▶ **THE EXERCISE**:
Which lines in the records below contain the word "that"? Copy each one out.

▶ **DATASET CONTENT**:

>>>>

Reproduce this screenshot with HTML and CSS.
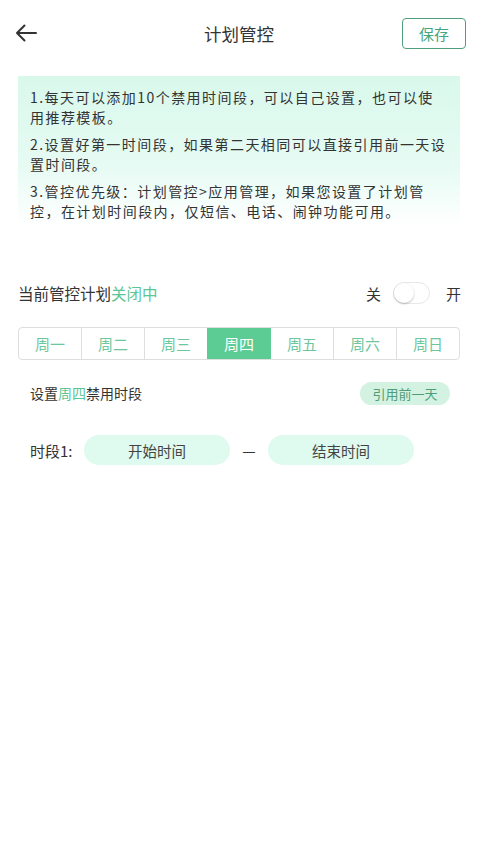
FILE: index.html
```html
<!DOCTYPE html>
<html lang="zh">
<head>
<meta charset="utf-8">
<link rel="stylesheet" href="styles.css">
</head>
<body>
<div class="page">
  <header class="topbar">
    <div class="back">
      <svg width="22" height="18" viewBox="0 0 22 18"><path d="M21 9H2M9.5 1.5L2 9l7.5 7.5" fill="none" stroke="#333" stroke-width="2" stroke-linecap="round" stroke-linejoin="round"/></svg>
    </div>
    <h1 class="title">计划管控</h1>
    <button class="save">保存</button>
  </header>

  <section class="notice">
    <p>1.每天可以添加10个禁用时间段，可以自己设置，也可以使<br>用推荐模板。</p>
    <p>2.设置好第一时间段，如果第二天相同可以直接引用前一天设置时间段。</p>
    <p>3.管控优先级：计划管控&gt;应用管理，如果您设置了计划管控，在计划时间段内，仅短信、电话、闹钟功能可用。</p>
  </section>

  <div class="status">
    <div class="status-text">当前管控计划<span class="green">关闭中</span></div>
    <div class="switch-wrap">
      <span>关</span>
      <span class="switch"><span class="knob"></span></span>
      <span>开</span>
    </div>
  </div>

  <div class="tabs">
    <div class="tab">周一</div>
    <div class="tab">周二</div>
    <div class="tab">周三</div>
    <div class="tab active">周四</div>
    <div class="tab">周五</div>
    <div class="tab">周六</div>
    <div class="tab">周日</div>
  </div>

  <div class="setrow">
    <div class="settext">设置<span class="green">周四</span>禁用时段</div>
    <div class="quote">引用前一天</div>
  </div>

  <div class="period">
    <span class="plabel">时段1:</span>
    <span class="pill">开始时间</span>
    <span class="dash">—</span>
    <span class="pill">结束时间</span>
  </div>
</div>
</body>
</html>
```

FILE: styles.css
```css
* { box-sizing: border-box; }
html, body { margin: 0; padding: 0; background: #fff; }
body {
  font-family: "Noto Sans CJK SC", "Noto Sans", sans-serif;
  color: #333;
  width: 478px;
  height: 850px;
  overflow: hidden;
}
.page { padding: 0 18px; }
.topbar {
  height: 66px;
  display: flex;
  align-items: center;
  justify-content: space-between;
  position: relative;
}
.back { width: 24px; margin-left: -3px; display: flex; align-items: center; }
.title {
  position: absolute;
  left: 0; right: 0;
  text-align: center;
  margin: 0;
  font-size: 17.5px;
  font-weight: normal;
  color: #333;
  pointer-events: none;
}
.save {
  width: 64px;
  height: 31px;
  margin-right: -6px;
  border: 1px solid #4f9e7e;
  border-radius: 4px;
  background: #fff;
  color: #45a57c;
  font-family: inherit;
  font-size: 15px;
  padding: 0;
}
.notice {
  margin-top: 10px;
  padding: 11px 10px 14px 12px;
  background: linear-gradient(to bottom, #d9f8ec 0%, #e6fbf3 60%, #ffffff 100%);
  height: 150px;
}
.notice p {
  margin: 0 0 7px 0;
  font-size: 14px;
  line-height: 20px;
  letter-spacing: 1.45px;
  color: #333;
}
.status {
  margin-top: 55px;
  display: flex;
  align-items: center;
  justify-content: space-between;
  height: 24px;
}
.status-text { font-size: 15.5px; color: #333; }
.green { color: #5cc594; }
.switch-wrap {
  display: flex;
  align-items: center;
  font-size: 15px;
  color: #333;
  margin-right: -1px;
}
.switch {
  width: 37px;
  height: 22px;
  border-radius: 11px;
  border: 1px solid #e8e8e8;
  background: #fff;
  margin: 0 16px 0 12px;
  position: relative;
  display: inline-block;
}
.knob {
  position: absolute;
  left: 0; top: 0;
  width: 20px; height: 20px;
  border-radius: 50%;
  background: #fff;
  box-shadow: 0 1px 2px rgba(0,0,0,0.25);
}
.tabs {
  margin-top: 22px;
  display: flex;
  height: 33px;
  border: 1px solid #dedede;
  border-radius: 4px;
  overflow: hidden;
}
.tab {
  flex: 1;
  display: flex;
  align-items: center;
  justify-content: center;
  font-size: 15px;
  color: #6dc79e;
  border-left: 1px solid #dedede;
}
.tab:first-child { border-left: none; }
.tab.active { background: #5ccb94; color: #fff; border-left-color: #5ccb94; }
.tab.active + .tab { border-left-color: #5ccb94; }
.setrow {
  margin-top: 21px;
  padding: 0 10px 0 12px;
  display: flex;
  align-items: center;
  justify-content: space-between;
  height: 24px;
}
.settext { font-size: 14px; color: #333; }
.quote {
  width: 90px;
  height: 23px;
  border-radius: 12px;
  background: #d3f2e2;
  color: #4e9d78;
  font-size: 13px;
  display: flex;
  align-items: center;
  justify-content: center;
}
.period {
  margin-top: 30px;
  padding-left: 12px;
  display: flex;
  align-items: center;
  height: 30px;
}
.plabel { font-size: 15px; color: #333; width: 54px; }
.pill {
  width: 146px;
  height: 30px;
  border-radius: 15px;
  background: #dffaee;
  display: flex;
  align-items: center;
  justify-content: center;
  font-size: 14.5px;
  color: #444;
}
.dash { width: 38px; text-align: center; font-size: 15px; color: #333; }
```
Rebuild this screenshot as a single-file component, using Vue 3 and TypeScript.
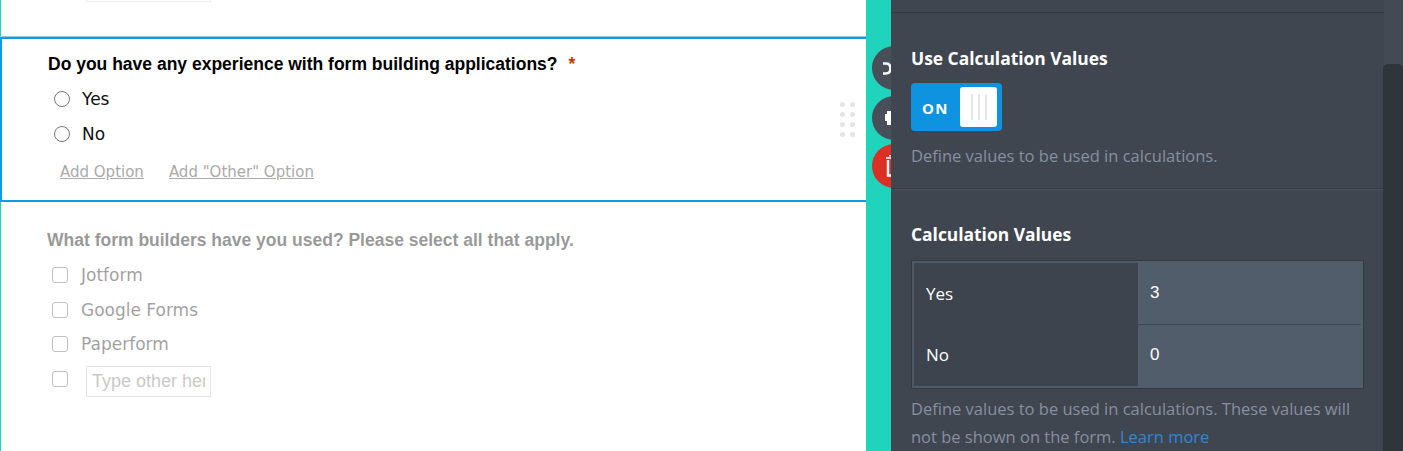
<template>
  <div class="page">
    <div class="form-area">
      <div class="stub"><span class="stub-input"></span></div>

      <section class="question active">
        <div class="q-title">
          Do you have any experience with form building applications?
          <span class="req">*</span>
        </div>
        <label v-for="opt in radioOptions" :key="opt" class="radio-row">
          <span class="radio"></span>
          <span>{{ opt }}</span>
        </label>
        <div class="add-links">
          <a>Add Option</a>
          <a>Add "Other" Option</a>
        </div>
        <div class="grip">
          <span v-for="n in 8" :key="n"></span>
        </div>
      </section>

      <section class="question faded">
        <div class="q-title">What form builders have you used? Please select all that apply.</div>
        <label v-for="opt in checkOptions" :key="opt" class="check-row">
          <span class="check"></span>
          <span>{{ opt }}</span>
        </label>
        <div class="check-row other">
          <span class="check"></span>
          <input class="other-input" placeholder="Type other here" readonly />
        </div>
      </section>
    </div>

    <div class="teal-strip">
      <div class="tool-btn dark">
        <svg width="8" height="13" viewBox="0 0 8 13"><path d="M0 1.5h3c3 0 4.5 2 4.5 5s-1.5 5-4.5 5H0" fill="none" stroke="#fff" stroke-width="2.6" /></svg>
      </div>
      <div class="tool-btn dark">
        <svg width="8" height="14" viewBox="0 0 8 14"><path d="M4 0h4v14H4zM2 3h2v7H2z" fill="#fff" /></svg>
      </div>
      <div class="tool-btn red">
        <svg width="8" height="22" viewBox="0 0 8 22">
          <path d="M6 .7h2M3 3h5" stroke="#fff" stroke-width="1.5" fill="none" />
          <path d="M5 5v15.5h3" stroke="#fff" stroke-width="2.4" fill="none" />
        </svg>
      </div>
    </div>

    <aside class="panel">
      <div class="panel-inner">
        <div class="top-strip"></div>

        <div class="field field-toggle">
          <h3>Use Calculation Values</h3>
          <div class="toggle">
            <span class="toggle-label">ON</span>
            <span class="knob"><i></i><i></i><i></i></span>
          </div>
          <p class="hint">Define values to be used in calculations.</p>
        </div>

        <div class="field field-values">
          <h3>Calculation Values</h3>
          <div class="calc-table">
            <div class="calc-names">
              <div v-for="row in calcRows" :key="row.name" class="calc-name">{{ row.name }}</div>
            </div>
            <div class="calc-nums">
              <div v-for="row in calcRows" :key="row.name" class="calc-num">{{ row.value }}</div>
            </div>
          </div>
          <p class="hint hint-long">
            Define values to be used in calculations. These values will not be shown on the form.
            <a>Learn more</a>
          </p>
        </div>
      </div>
      <div class="scroll-track"><div class="scroll-thumb"></div></div>
    </aside>
  </div>
</template>

<script setup lang="ts">
interface CalcRow {
  name: string
  value: number
}

const radioOptions: string[] = ['Yes', 'No']
const checkOptions: string[] = ['Jotform', 'Google Forms', 'Paperform']
const calcRows: CalcRow[] = [
  { name: 'Yes', value: 3 },
  { name: 'No', value: 0 }
]
</script>

<style>
html,
body {
  margin: 0;
  height: 451px;
  overflow: hidden;
  background: #fff;
}
</style>

<style scoped>
.page {
  display: flex;
  width: 1403px;
  height: 451px;
  overflow: hidden;
}

.form-area {
  width: 866px;
  height: 451px;
  flex: none;
  background: #fff;
  border-left: 1px solid #1fd3bc;
  box-sizing: border-box;
}

.stub {
  height: 37px;
  padding-left: 85px;
  box-sizing: border-box;
}

.stub-input {
  display: block;
  width: 125px;
  height: 2px;
  box-sizing: border-box;
  border: 1px solid #eee;
  border-top: 0;
}

.question {
  position: relative;
  box-sizing: border-box;
}

.question.active {
  height: 165px;
  margin-left: -1px;
  margin-right: -2px;
  border: 2px solid #0f9ae6;
  padding: 13px 0 0 46px;
  box-shadow: 0 -1px 0 #8fcdf0;
}

.question.active .q-title {
  margin-bottom: 5px;
}

.question.faded {
  padding: 26px 0 0 46px;
  opacity: 0.4;
}

.question.faded .q-title {
  margin-bottom: 6px;
}

.q-title {
  font: bold 17.5px/24px "Liberation Sans", Arial, sans-serif;
  color: #000;
}

.req {
  color: #c13b00;
  margin-left: 6px;
}

.radio-row {
  display: flex;
  align-items: center;
  height: 35px;
  padding-left: 6px;
  font: 17px/24px "DejaVu Sans", sans-serif;
  color: #111;
}

.radio {
  width: 14px;
  height: 14px;
  border: 1px solid #777;
  border-radius: 50%;
  margin-right: 12px;
}

.add-links {
  display: flex;
  gap: 25px;
  padding: 11px 0 0 12px;
  font: 15px/20px "DejaVu Sans", sans-serif;
  color: #aaa;
}

.add-links a {
  text-decoration: underline;
}

.grip {
  position: absolute;
  top: 63px;
  right: 11px;
  display: grid;
  grid-template-columns: 5px 5px;
  gap: 5px;
}

.grip span {
  width: 5px;
  height: 5px;
  border-radius: 50%;
  background: #e4e4e4;
}

.check-row {
  display: flex;
  align-items: center;
  height: 34.5px;
  padding-left: 5px;
  font: 17px/24px "DejaVu Sans", sans-serif;
  color: #111;
}

.check {
  width: 14px;
  height: 14px;
  border: 1px solid #666;
  border-radius: 3px;
  margin-right: 13px;
}

.other {
  margin-top: 4px;
  align-items: flex-start;
}

.other .check {
  margin-top: 5px;
}

.other-input {
  width: 125px;
  height: 31px;
  box-sizing: border-box;
  border: 1px solid #bbb;
  border-radius: 0;
  outline: none;
  margin: 0 0 0 5px;
  padding: 0 5px;
  background: #fff;
  font: 18px "Liberation Sans", Arial, sans-serif;
}

.other-input::placeholder {
  color: #777;
  opacity: 1;
}

.teal-strip {
  position: relative;
  width: 25px;
  flex: none;
  background: #1fd3bc;
}

.tool-btn {
  position: absolute;
  left: 6px;
  width: 44px;
  height: 44px;
  border-radius: 50%;
  display: flex;
  align-items: center;
  padding-left: 11px;
  box-sizing: border-box;
}

.tool-btn.dark {
  background: #484f59;
}

.tool-btn:nth-child(1) {
  top: 46px;
}

.tool-btn:nth-child(2) {
  top: 96px;
}

.tool-btn.red {
  top: 144px;
  background: #dc3025;
}

.panel {
  position: relative;
  z-index: 1;
  flex: 1;
  display: flex;
  background: #40464f;
}

.panel-inner {
  width: 493px;
  flex: none;
}

.top-strip {
  height: 13px;
  box-sizing: border-box;
  border-bottom: 1px solid #353a43;
}

.field {
  box-sizing: border-box;
  padding-left: 20px;
  border-bottom: 1px solid #353a43;
  box-shadow: 0 1px 0 #4a505a;
}

.field-toggle {
  height: 176px;
  padding-top: 33px;
}

.field-values {
  padding-top: 33px;
  border-bottom: 0;
  box-shadow: none;
}

h3 {
  margin: 0;
  font: 700 17.4px/24px "Open Sans", sans-serif;
  color: #fff;
}

.toggle {
  position: relative;
  width: 91px;
  height: 48px;
  margin-top: 13px;
  background: #0e93e0;
  border-radius: 4px;
}

.toggle-label {
  position: absolute;
  left: 11px;
  top: 14px;
  font: 700 15px/22px "Open Sans", sans-serif;
  letter-spacing: 1.2px;
  color: #fff;
}

.knob {
  position: absolute;
  right: 5px;
  top: 4px;
  width: 37px;
  height: 40px;
  border-radius: 3px;
  background: #fff;
  display: flex;
  justify-content: center;
  gap: 5px;
  padding: 7px 0;
  box-sizing: border-box;
}

.knob i {
  width: 2px;
  background: #e6e6e6;
}

.hint {
  margin: 13px 0 0;
  font: 16.5px/24px "Open Sans", sans-serif;
  color: #868fa0;
}

.hint a {
  color: #2f86d4;
}

.hint-long {
  margin-top: 6px;
  width: 450px;
  line-height: 28px;
}

.calc-table {
  display: flex;
  width: 453px;
  height: 129px;
  margin-top: 14px;
  box-sizing: border-box;
  border: 1px solid #343942;
  background: #525d6c;
}

.calc-names {
  width: 226px;
  flex: none;
  box-sizing: border-box;
  background: #3e444e;
  border: 2px solid #4f5a68;
  border-right: 0;
}

.calc-name {
  height: 61px;
  padding: 19px 0 0 12px;
  box-sizing: border-box;
  font: 17px/24px "Open Sans", sans-serif;
  color: #fff;
}

.calc-nums {
  flex: 1;
  padding-right: 2px;
}

.calc-num {
  height: 63px;
  box-sizing: border-box;
  padding: 18px 0 0 12px;
  font: 17px/24px "Liberation Sans", Arial, sans-serif;
  color: #fff;
}

.calc-num:first-child {
  height: 64px;
  padding-top: 20px;
  border-bottom: 1px solid #3f4650;
}

.scroll-track {
  position: relative;
  flex: 1;
  background: #444a54;
}

.scroll-thumb {
  position: absolute;
  top: 64px;
  left: -1px;
  right: 0;
  bottom: 0;
  background: #30343b;
  border-radius: 5px 5px 0 0;
}
</style>
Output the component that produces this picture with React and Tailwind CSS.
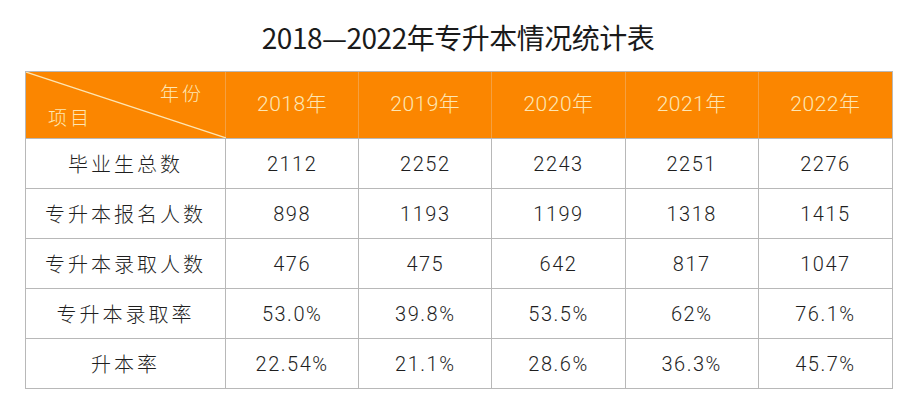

<<<<

▶ **TASK SOLUTION**:
        <div class="q-title">What form builders have you used? Please select all that apply.</div>
Output the component that produces this picture with React and Tailwind CSS.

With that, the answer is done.